What were some of the challenges you faced in your early years of full-time teaching? Could you briefly describe how you overcame one of those challenges?
About a year after I started full-time teaching, my university was hit with a series of deep budget cuts; enrollment declined, some faculty were laid off, and salaries stagnated. I coped by focusing on doing my job, keeping my eyes wide open (a colleague who was an officer in the union helped keep updated on the budget situation), and applying for occasional interesting-looking positions elsewhere. I can't say that my efforts overcame the challenge; times changed, the economy improved and the threat passed. For those facing this challenge now, I just urge you to remember that, eventually, times will change.

Here's a challenge I was able to overcome by my efforts: When I first started teaching, I was surprised by the large numbers of students asking for information on their standing in the course. In general education courses, such requests often far surpassed requests for help with the course material. Responding to such requests was a huge time sink. So I added a statement to the syllabus, telling students that I would not respond to such requests. Instead, I began posting students' scores on the Blackboard web page for the course. This worked well, but it had a side effect. Students began finding bookkeeping mistakes and, understandably, requested that I correct them. This is good quality control, but some particularly grade-conscious students expected corrections and new scores to appear instantly on the course web site. Some have, at times, bombarded me with multiple e-mails complaining that I haven't updated their grades. So my current policy is to periodically post the grades for a fixed period of time, inviting students to check them; but I inform them that corrections and additions will not appear until after that time period has expired. I then take down the grades and wait to re-post them until several significant scores have been added.


How did you make the transition from your Ph.D. research to your current research program?
I spent the summer after my first year of teaching doing local field work with an undergraduate student. However, with our large teaching load (12 classroom "hours" a week, with each lab hour counting for only 40 minutes), I found no time to process the data or analyze the rocks we had collected. Simultaneously, as I struggled to help my students learn, my fascination with the learning process grew. Fed by excellent on-campus teaching workshops and wonderful professional development staff, I began experimenting with innovative teaching strategies. When a new dean appeared who valued science education and nurtured my interest in it with invitations to participate in efforts to reform K-12 science education, my fate was sealed. I abandoned my efforts to conduct basic scientific research and began doing professional development for teachers and science education research instead. This worked very well for me because, at that time, science education was actively emerging as a viable field; I became somewhat of a pioneer.

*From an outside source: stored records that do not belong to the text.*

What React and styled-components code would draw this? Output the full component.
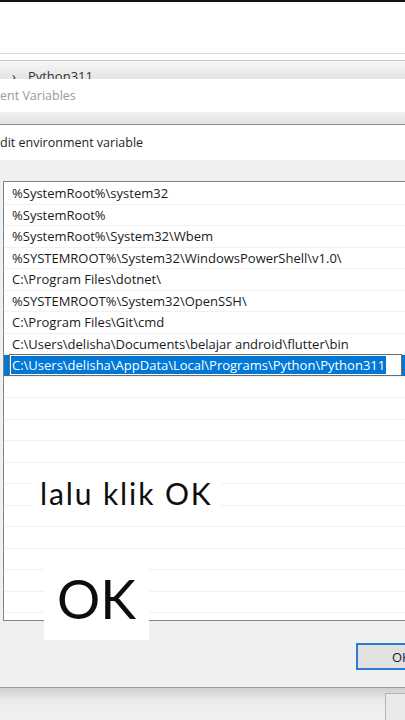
import React from 'react';
import styled, { createGlobalStyle } from 'styled-components';

const GlobalStyle = createGlobalStyle`
  html, body {
    margin: 0;
    padding: 0;
    background: #fff;
  }
  body {
    width: 405px;
    height: 720px;
    overflow: hidden;
    font-family: 'Open Sans', 'Noto Sans', sans-serif;
  }
`;

const paths = [
  '%SystemRoot%\\system32',
  '%SystemRoot%',
  '%SystemRoot%\\System32\\Wbem',
  '%SYSTEMROOT%\\System32\\WindowsPowerShell\\v1.0\\',
  'C:\\Program Files\\dotnet\\',
  '%SYSTEMROOT%\\System32\\OpenSSH\\',
  'C:\\Program Files\\Git\\cmd',
  'C:\\Users\\delisha\\Documents\\belajar android\\flutter\\bin',
];

const editing = 'C:\\Users\\delisha\\AppData\\Local\\Programs\\Python\\Python311';

const Page = styled.div`
  position: relative;
  width: 405px;
  height: 720px;
  display: flex;
  flex-direction: column;
  overflow: hidden;
`;

const TopEdge = styled.div`
  height: 2px;
  background: #111;
`;

const Explorer = styled.div`
  height: 51px;
  background: #fff;
  border-bottom: 1px solid #dadada;
`;

const Gap = styled.div`
  height: 6px;
  background: #fff;
`;

const Breadcrumb = styled.div`
  height: 18px;
  border-top: 1px solid #c9c9c9;
  background: linear-gradient(#f7f7f7, #e4e4e4);
  overflow: hidden;
  display: flex;
  align-items: flex-start;
  padding-left: 12px;
  font-size: 13px;
  color: #333;
  line-height: 13px;

  span {
    margin-top: 9px;
  }

  span + span {
    margin-left: 10px;
    padding: 0 18px 0 2px;
    border-bottom: 1px solid #9a9a9a;
  }
`;

const Title = styled.div`
  height: ${(p) => p.$h}px;
  background: #fff;
  display: flex;
  align-items: center;
  font-size: 12.5px;
  color: ${(p) => p.$color};
  white-space: nowrap;
`;

const Band = styled.div`
  height: 12px;
  background: linear-gradient(#f1f1f1, #e3e3e3);
  border-bottom: 1px solid #8c8c8c;
`;

const Body = styled.div`
  background: #f0f0f0;
  padding: 21px 0 0 3px;
  display: flex;
  flex-direction: column;
  height: 527px;
  box-sizing: border-box;
`;

const ListBox = styled.div`
  width: 420px;
  height: 440px;
  box-sizing: border-box;
  border: 1px solid #838383;
  background: #fff;
  padding-top: 1px;
  overflow: hidden;
`;

const Row = styled.div`
  height: 21.5px;
  box-sizing: border-box;
  border-bottom: 1px solid #f1f1f1;
  display: flex;
  align-items: center;
  padding-left: 8px;
  font-size: 13px;
  color: #1a1a1a;
  white-space: nowrap;
  background: ${(p) => (p.$selected ? '#0078d7' : '#fff')};
`;

const EditBox = styled.div`
  width: 393px;
  height: 22px;
  margin-left: -3px;
  box-sizing: border-box;
  border: 1px solid #6d6d6d;
  background: #fff;
  display: flex;
  align-items: center;
  padding-left: 1px;
`;

const Highlight = styled.span`
  background: #0078d7;
  color: #fff;
  padding: 1px 1px;
  line-height: 16px;
`;

const ButtonRow = styled.div`
  display: flex;
  justify-content: flex-end;
  padding-top: 22px;
`;

const OkButton = styled.div`
  width: 72px;
  height: 27px;
  margin-right: -23px;
  box-sizing: border-box;
  border: 2px solid #2b7cd3;
  background: #e1e1e1;
  font-size: 13px;
  color: #222;
  display: flex;
  align-items: center;
  padding-left: 34px;
`;

const Footer = styled.div`
  flex: 1;
  border-top: 1px solid #9d9d9d;
  background: linear-gradient(#cfcfcf, #ececec 40%, #f2f2f2);
  display: flex;
  justify-content: flex-end;
  padding-top: 5px;
`;

const FooterButton = styled.div`
  width: 30px;
  margin-right: -12px;
  border: 1px solid #b4b4b4;
  border-bottom: none;
  background: #e9e9e9;
`;

const Caption = styled.div`
  position: absolute;
  left: ${(p) => p.$x}px;
  top: ${(p) => p.$y}px;
  background: #fff;
  color: #0d0d0d;
  font-family: 'Lato', 'Open Sans', sans-serif;
  font-size: ${(p) => p.$size}px;
  letter-spacing: ${(p) => p.$track}px;
  line-height: 1;
  padding: ${(p) => p.$pad};
  white-space: nowrap;
`;

export default function App() {
  return (
    <>
      <GlobalStyle />
      <Page>
        <TopEdge />
        <Explorer />
        <Gap />
        <Breadcrumb>
          <span>›</span>
          <span>Python311</span>
        </Breadcrumb>
        <Title $h={33} $color="#9a9a9a">ent Variables</Title>
        <Band />
        <Title $h={35} $color="#1e1e1e">dit environment variable</Title>
        <Body>
          <ListBox>
            {paths.map((p) => (
              <Row key={p}>{p}</Row>
            ))}
            <Row $selected>
              <EditBox>
                <Highlight>{editing}</Highlight>
              </EditBox>
            </Row>
            {[...Array(12).keys()].map((i) => (
              <Row key={`empty-${i}`} />
            ))}
          </ListBox>
          <ButtonRow>
            <OkButton>OK</OkButton>
          </ButtonRow>
        </Body>
        <Footer>
          <FooterButton />
        </Footer>
        <Caption $x={32} $y={472} $size={30} $track={1.9} $pad="6px 8px">lalu klik OK</Caption>
        <Caption $x={44} $y={568} $size={54} $track={0} $pad="4px 13px 14px">OK</Caption>
      </Page>
    </>
  );
}
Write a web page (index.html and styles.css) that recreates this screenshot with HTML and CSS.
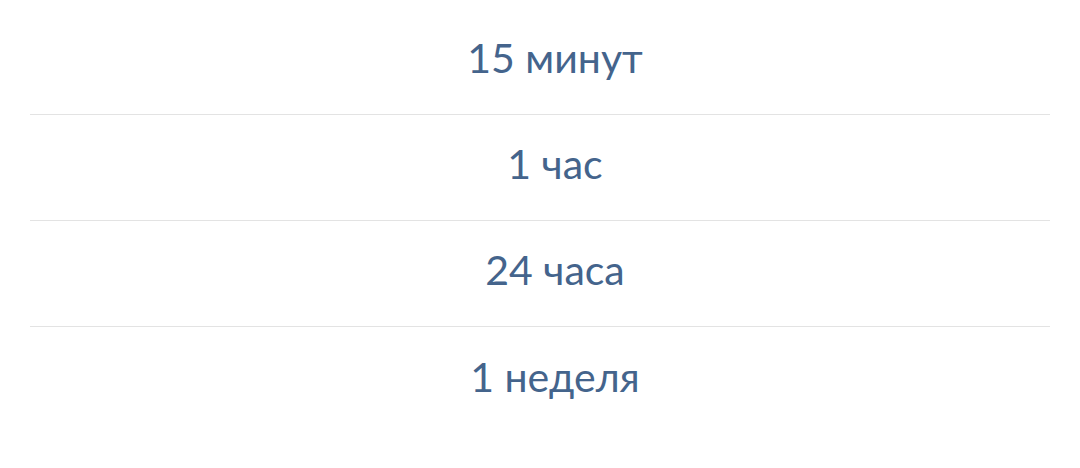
FILE: index.html
```html
<!DOCTYPE html>
<html lang="ru">
<head>
<meta charset="utf-8">
<link rel="stylesheet" href="styles.css">
</head>
<body>
<ul class="list">
  <li class="item">15 минут</li>
  <li class="item">1 час</li>
  <li class="item">24 часа</li>
  <li class="item">1 неделя</li>
</ul>
</body>
</html>
```
FILE: styles.css
```css
html, body {
  margin: 0;
  padding: 0;
  background: #ffffff;
}
.list {
  list-style: none;
  margin: 0;
  padding: 9px 30px 0;
}
.item {
  height: 106px;
  box-sizing: border-box;
  padding: 0 0 8px 30px;
  display: flex;
  align-items: center;
  justify-content: center;
  border-bottom: 1px solid #e3e3e3;
  font-family: Lato, "Noto Sans", sans-serif;
  font-size: 41px;
  color: #44648c;
}
.item:last-child {
  border-bottom: none;
}
```
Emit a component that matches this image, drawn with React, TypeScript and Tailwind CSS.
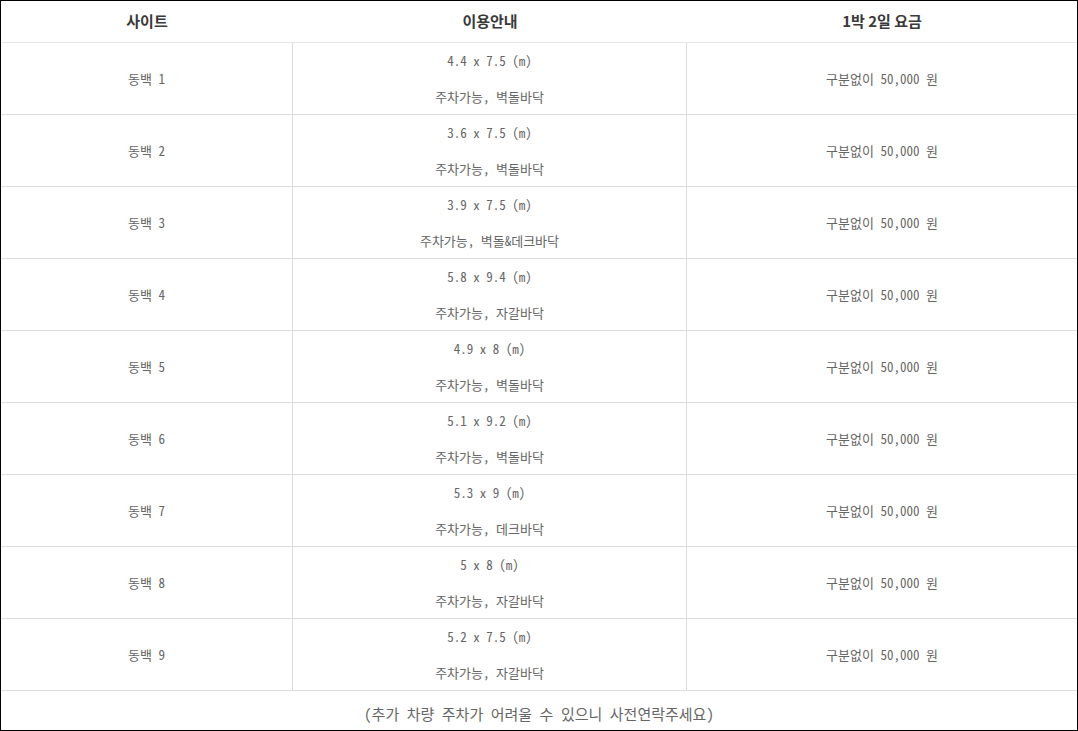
const rows = [
  { site: "동백 1", size: "4.4 x 7.5 (m)", info: "주차가능, 벽돌바닥" },
  { site: "동백 2", size: "3.6 x 7.5 (m)", info: "주차가능, 벽돌바닥" },
  { site: "동백 3", size: "3.9 x 7.5 (m)", info: "주차가능, 벽돌&데크바닥" },
  { site: "동백 4", size: "5.8 x 9.4 (m)", info: "주차가능, 자갈바닥" },
  { site: "동백 5", size: "4.9 x 8 (m)", info: "주차가능, 벽돌바닥" },
  { site: "동백 6", size: "5.1 x 9.2 (m)", info: "주차가능, 벽돌바닥" },
  { site: "동백 7", size: "5.3 x 9 (m)", info: "주차가능, 데크바닥" },
  { site: "동백 8", size: "5 x 8 (m)", info: "주차가능, 자갈바닥" },
  { site: "동백 9", size: "5.2 x 7.5 (m)", info: "주차가능, 자갈바닥" },
];

const bodyFont = {
  fontFamily: '"Noto Sans Mono CJK KR", "Liberation Mono", "Noto Sans CJK KR", monospace',
};

const App = () => {
  return (
    <div className="w-[1078px] h-[731px] border border-black bg-white overflow-hidden">
      <div
        className="grid grid-cols-[292px_394px_1fr] h-[42px] border-b border-[#e6e6e6] items-center text-center text-[15px] font-semibold text-[#3a3a3a]"
        style={{ fontFamily: '"Noto Sans CJK KR", "Noto Sans", sans-serif' }}
      >
        <div>사이트</div>
        <div>이용안내</div>
        <div>1박 2일 요금</div>
      </div>

      {rows.map((row) => (
        <div
          key={row.site}
          className="grid grid-cols-[292px_394px_1fr] h-[72px] border-b border-[#dcdcdc] text-center text-[13px] text-[#666]"
          style={bodyFont}
        >
          <div className="flex items-center justify-center border-r border-[#dcdcdc]">
            {row.site}
          </div>
          <div className="flex flex-col items-center justify-center gap-4 leading-5 border-r border-[#dcdcdc]">
            <p>{row.size}</p>
            <p>{row.info}</p>
          </div>
          <div className="flex items-center justify-center">구분없이 50,000 원</div>
        </div>
      ))}

      <div
        className="h-[39px] flex items-center justify-center pt-2 text-[15px] text-[#666]"
        style={bodyFont}
      >
        (추가 차량 주차가 어려울 수 있으니 사전연락주세요)
      </div>
    </div>
  );
};

export default App;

An essential component of achieving tenure is finding or making an alignment of your teaching/research goals with the goals of your institution.... How do your goals fit with those of your institution? Did you adjust your goals to achieve that fit? If so, how?
I specifically chose CSU Chico because my goal of devoting most of my time to teaching was in line with the #1 goal of the institution. But the priorities of my institution changed dramatically during my tenure-track years. For the first time in decades, California universities experienced major budget cuts. Suddenly, because of its potential to supplement state funding, grant activity became an institutional priority. In one of my annual reviews, the dean specifically "encouraged" me to pursue external funding. So I figured out a way to obtain grant funding to support my interest in science education. I applied for and received a CCLI grant from NSF to redesign a course for pre-service teachers.


Many of the new faculty members in these workshops are interested in maintaining a modicum of balance while getting their careers off to a strong start. Please share a strategy or strategies that have helped you to balance teaching, research, and your other work responsibilities, OR balance work responsibilities with finding time for your personal life.
I've written extensively on this topic. So here I'll just share a couple of additional insights: (1) For me, time is much more precious than money. So whenever I receive funding for service or research activities, I always try to apply it toward a buyout of teaching time rather than a salary supplement. This is difficult to do because I love teaching and hate to give up courses that I enjoy. But my students are not well served by a harried stressed-out professor. (2) An excellent book that has helped me immensely is Making Time, Making Change: Avoiding Overload in College Teaching, by Douglas R. Robertson: New Forums Press, Inc. (2003).


What advice do you have for faculty beginning academic careers in geoscience? What do you know now that you wish you had known as you started your career in academia?
Do things you enjoy and enjoy what you're doing. Work with other people throughout the university who share your interests. Do good work and make sure it's visible. Institutions love to look good; help your institution use your successes to make itself look good.

On a more sober note, take the time to discern exactly how your institution evaluates faculty alignment with its goals. For example, at CSU Chico, good teaching is the #1 goal. But what matters for individual faculty members is the quality of their teaching, not so much the quantity. So faculty members who teach a full load may find their service and research efforts deemed wanting in comparison to those who have secured funding to buy out some of their teaching time. But those who buy out teaching time are generally not penalized for doing so when their teaching efforts are evaluated.